(Stored entries)
________________________
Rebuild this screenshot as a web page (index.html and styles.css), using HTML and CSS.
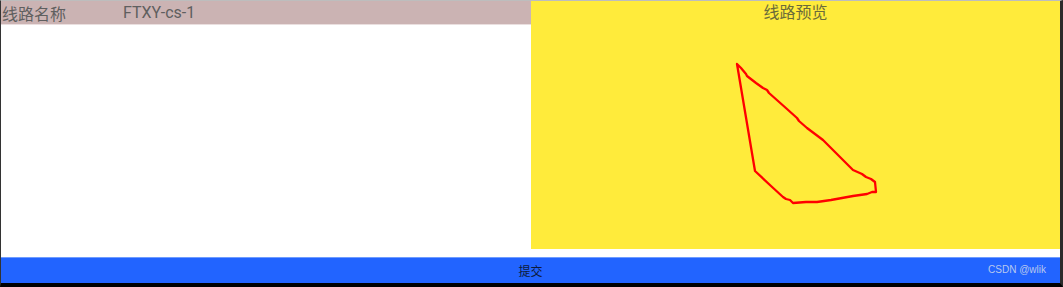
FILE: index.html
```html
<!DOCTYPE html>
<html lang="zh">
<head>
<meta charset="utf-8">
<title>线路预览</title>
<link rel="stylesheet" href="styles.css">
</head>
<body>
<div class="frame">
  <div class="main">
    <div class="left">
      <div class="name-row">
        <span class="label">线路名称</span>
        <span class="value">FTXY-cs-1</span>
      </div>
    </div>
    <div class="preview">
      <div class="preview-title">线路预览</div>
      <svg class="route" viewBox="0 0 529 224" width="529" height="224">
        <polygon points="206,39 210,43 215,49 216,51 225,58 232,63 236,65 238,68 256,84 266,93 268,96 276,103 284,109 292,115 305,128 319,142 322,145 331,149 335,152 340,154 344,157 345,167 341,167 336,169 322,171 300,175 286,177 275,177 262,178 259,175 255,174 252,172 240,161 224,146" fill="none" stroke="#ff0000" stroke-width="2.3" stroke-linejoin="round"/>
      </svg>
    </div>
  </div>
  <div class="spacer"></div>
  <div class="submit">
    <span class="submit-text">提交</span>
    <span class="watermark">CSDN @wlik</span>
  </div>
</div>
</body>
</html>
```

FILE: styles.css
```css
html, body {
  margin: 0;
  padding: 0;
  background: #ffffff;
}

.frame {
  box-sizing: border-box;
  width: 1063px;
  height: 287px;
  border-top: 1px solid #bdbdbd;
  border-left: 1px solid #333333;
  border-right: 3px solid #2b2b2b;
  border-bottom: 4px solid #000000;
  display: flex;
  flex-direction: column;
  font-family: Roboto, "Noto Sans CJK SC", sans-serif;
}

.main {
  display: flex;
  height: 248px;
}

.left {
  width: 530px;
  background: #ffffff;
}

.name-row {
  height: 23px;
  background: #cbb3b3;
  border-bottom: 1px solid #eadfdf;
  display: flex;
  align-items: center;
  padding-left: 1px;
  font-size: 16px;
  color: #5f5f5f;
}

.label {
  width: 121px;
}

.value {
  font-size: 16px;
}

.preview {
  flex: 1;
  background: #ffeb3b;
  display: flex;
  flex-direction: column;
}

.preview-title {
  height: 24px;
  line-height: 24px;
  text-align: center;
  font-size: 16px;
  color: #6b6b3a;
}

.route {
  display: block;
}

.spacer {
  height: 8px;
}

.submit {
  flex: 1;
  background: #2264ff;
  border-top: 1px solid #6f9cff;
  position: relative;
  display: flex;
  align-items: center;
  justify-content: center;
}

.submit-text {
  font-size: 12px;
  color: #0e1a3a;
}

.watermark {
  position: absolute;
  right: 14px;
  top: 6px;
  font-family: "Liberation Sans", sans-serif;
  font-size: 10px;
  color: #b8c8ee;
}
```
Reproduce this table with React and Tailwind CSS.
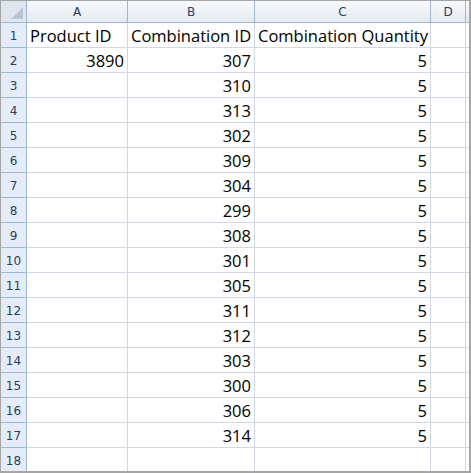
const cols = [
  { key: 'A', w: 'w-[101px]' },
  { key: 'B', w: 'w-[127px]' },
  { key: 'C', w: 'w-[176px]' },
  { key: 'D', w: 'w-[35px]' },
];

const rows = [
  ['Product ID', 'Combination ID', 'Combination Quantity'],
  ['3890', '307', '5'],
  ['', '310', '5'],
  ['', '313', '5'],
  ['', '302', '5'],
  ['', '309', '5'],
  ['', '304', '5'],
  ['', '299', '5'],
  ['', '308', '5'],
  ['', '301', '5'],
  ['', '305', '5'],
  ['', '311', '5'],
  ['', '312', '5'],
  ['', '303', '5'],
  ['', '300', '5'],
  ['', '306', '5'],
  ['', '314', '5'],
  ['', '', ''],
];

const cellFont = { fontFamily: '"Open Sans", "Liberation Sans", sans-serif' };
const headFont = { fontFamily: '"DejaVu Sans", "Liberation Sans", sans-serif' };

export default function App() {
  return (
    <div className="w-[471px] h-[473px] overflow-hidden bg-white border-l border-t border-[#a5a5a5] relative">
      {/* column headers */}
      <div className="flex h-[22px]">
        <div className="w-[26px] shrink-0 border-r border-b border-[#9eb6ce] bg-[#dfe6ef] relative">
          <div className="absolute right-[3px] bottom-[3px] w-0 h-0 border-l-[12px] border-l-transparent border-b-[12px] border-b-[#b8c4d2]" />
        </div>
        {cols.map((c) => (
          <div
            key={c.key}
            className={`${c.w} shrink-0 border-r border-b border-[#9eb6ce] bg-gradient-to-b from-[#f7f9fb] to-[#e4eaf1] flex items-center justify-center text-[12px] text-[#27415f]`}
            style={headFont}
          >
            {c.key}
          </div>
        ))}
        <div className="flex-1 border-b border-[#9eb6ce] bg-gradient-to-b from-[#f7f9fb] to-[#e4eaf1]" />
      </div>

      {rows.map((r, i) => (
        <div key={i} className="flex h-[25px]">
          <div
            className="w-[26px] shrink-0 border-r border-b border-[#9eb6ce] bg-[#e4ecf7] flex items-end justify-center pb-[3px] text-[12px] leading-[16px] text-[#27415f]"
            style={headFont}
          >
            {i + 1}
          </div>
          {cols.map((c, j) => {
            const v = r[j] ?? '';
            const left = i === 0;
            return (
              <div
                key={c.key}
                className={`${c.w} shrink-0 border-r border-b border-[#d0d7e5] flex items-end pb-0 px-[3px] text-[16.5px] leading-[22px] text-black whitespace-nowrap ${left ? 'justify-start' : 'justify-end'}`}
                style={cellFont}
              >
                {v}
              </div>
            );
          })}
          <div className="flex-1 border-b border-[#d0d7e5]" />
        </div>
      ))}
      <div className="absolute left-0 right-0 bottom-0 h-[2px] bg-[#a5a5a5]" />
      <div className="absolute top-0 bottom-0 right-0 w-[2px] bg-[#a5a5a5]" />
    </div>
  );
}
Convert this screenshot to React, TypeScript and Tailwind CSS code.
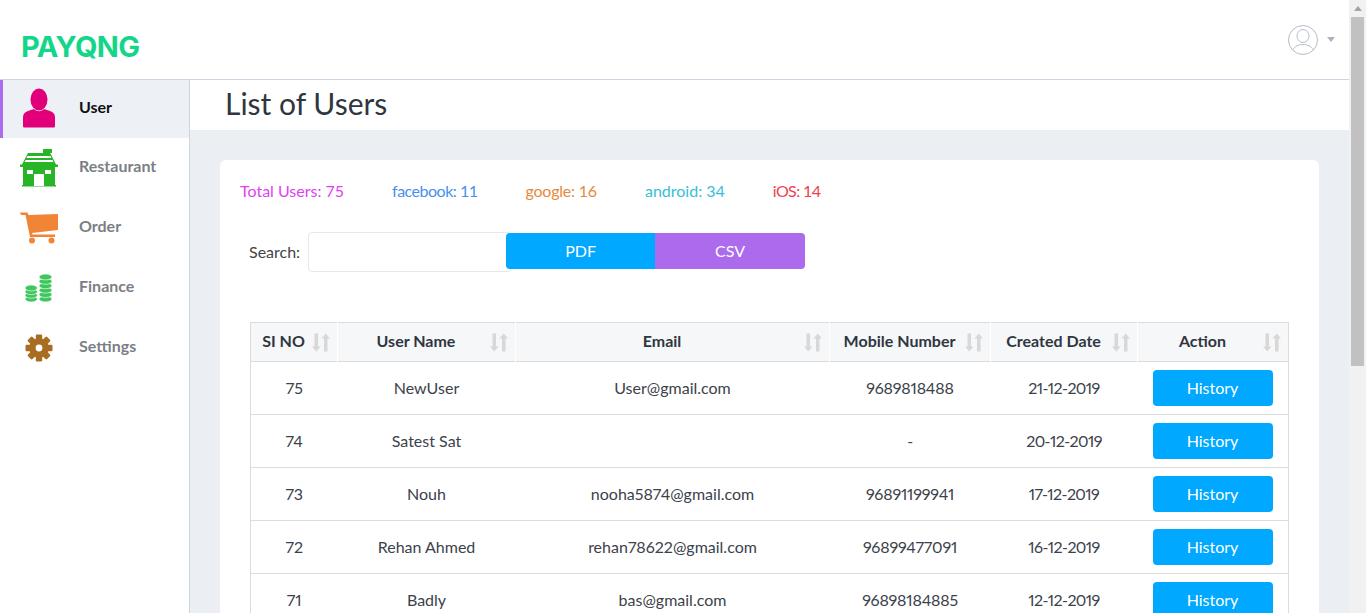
________________________
> TASK INSTRUCTIONS
Check each line of the entries above for the word "screenshot". List the ones that have it.

> CORRECT OUTPUT
Rebuild this screenshot as a web page (index.html and styles.css), using HTML and CSS.
Convert this screenshot to React, TypeScript and Tailwind CSS code.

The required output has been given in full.